The family meeting was just as exciting as I'd expected it to be. I left after two hours. At least I made my mom happy in attending at all.

On a more serious note: my mom is a nervous wrack right now. Their landlord and landlady died earlier this year and their heirs have suddenly decided to sell the house. That means my parents have to either buy it or move out. The house is old (~ 1930) and comes with quite a stretch of land. The garden is just gorgeous. It's a two-family house with another couple living on ground floor. They're really close friends of my parents. They were invited to the wedding and Flocke (our dachshound) spends as much time with them as with my parents. It'd be a disaster for my parents to move out. But of course, there's the financial aspect. Houses aren't exactly cheap and my dad's currently unemployed and going to retire next year. My mom's still working part-time. And to top it all, my dad's in Spain right now. He's biking to Santiago de Compostela. Been away for about 4 weeks and won't return for about another 3 at the earliest. My mom doesn't want to tell him right now. She doesn't want him to stress and overdo it. Instead she's stressing so much she doesn't sleep properly.
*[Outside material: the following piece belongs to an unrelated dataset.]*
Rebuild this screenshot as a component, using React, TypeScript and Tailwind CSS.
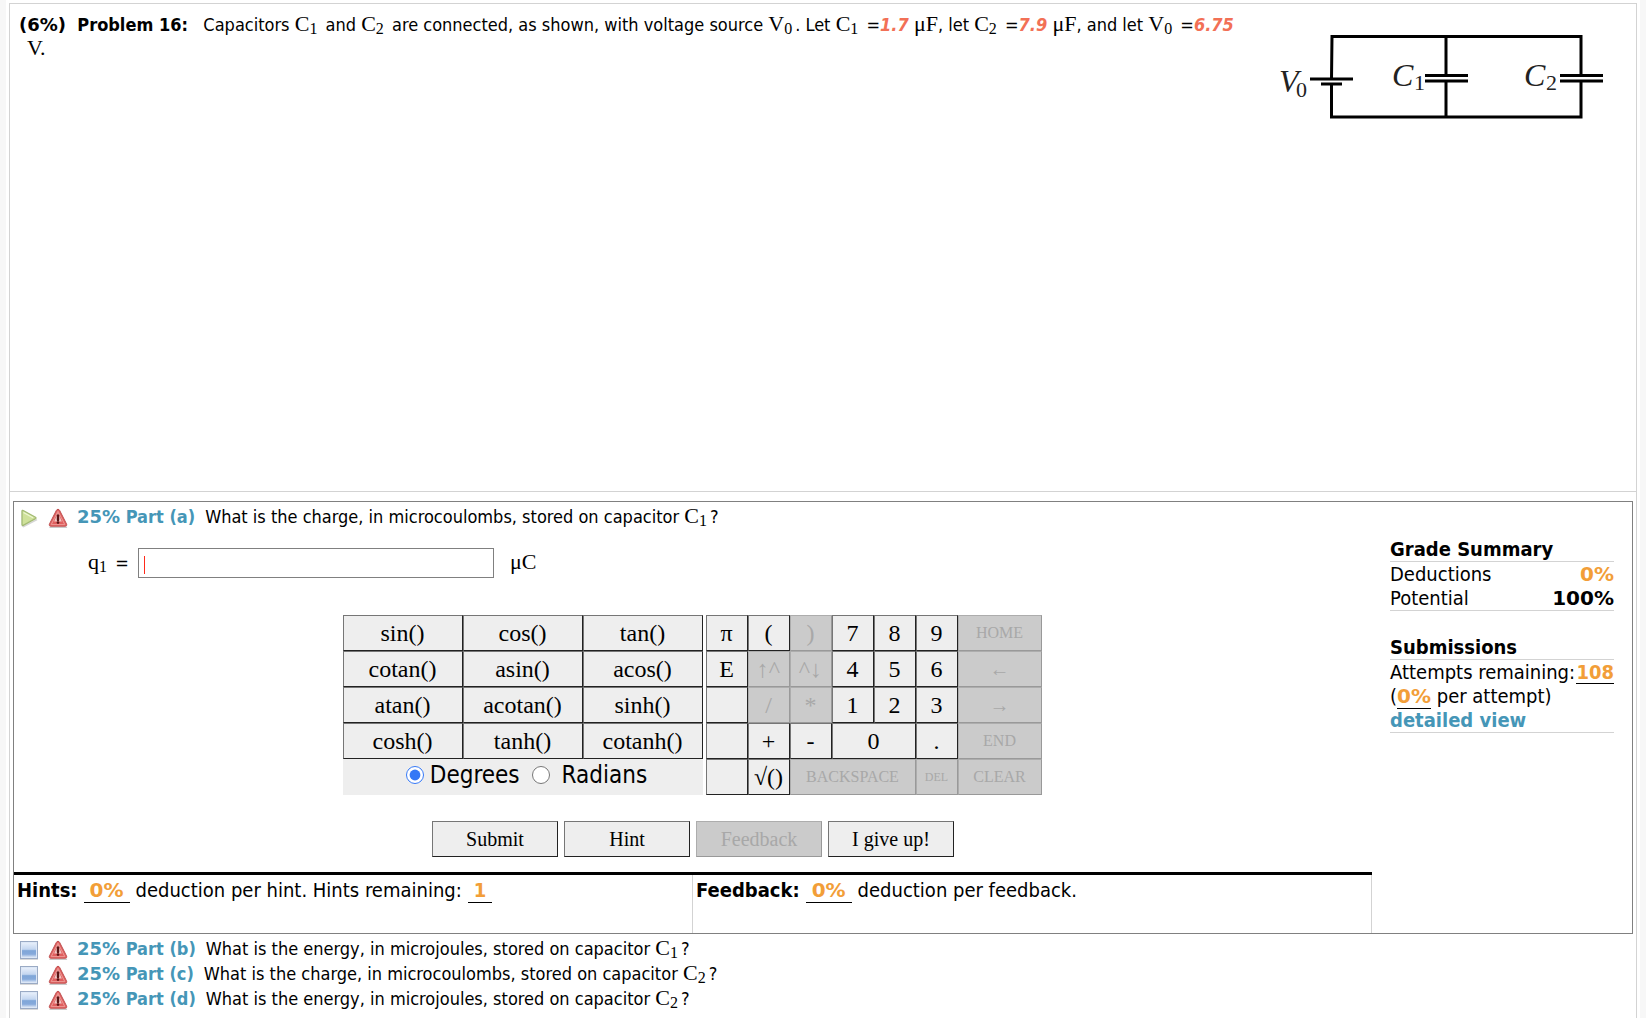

I really hope they can buy the house. Beside all its advantages it means a lot to my family. My father was actually born there before his parents build their own house. Then we moved there when I was really small and lived there for about 10 years before moving to my grandparents. And after my parents got in this huge fight with them we moved back again. I think it means 'home' to my father even more than his parents' place (which was sold after their death anyway).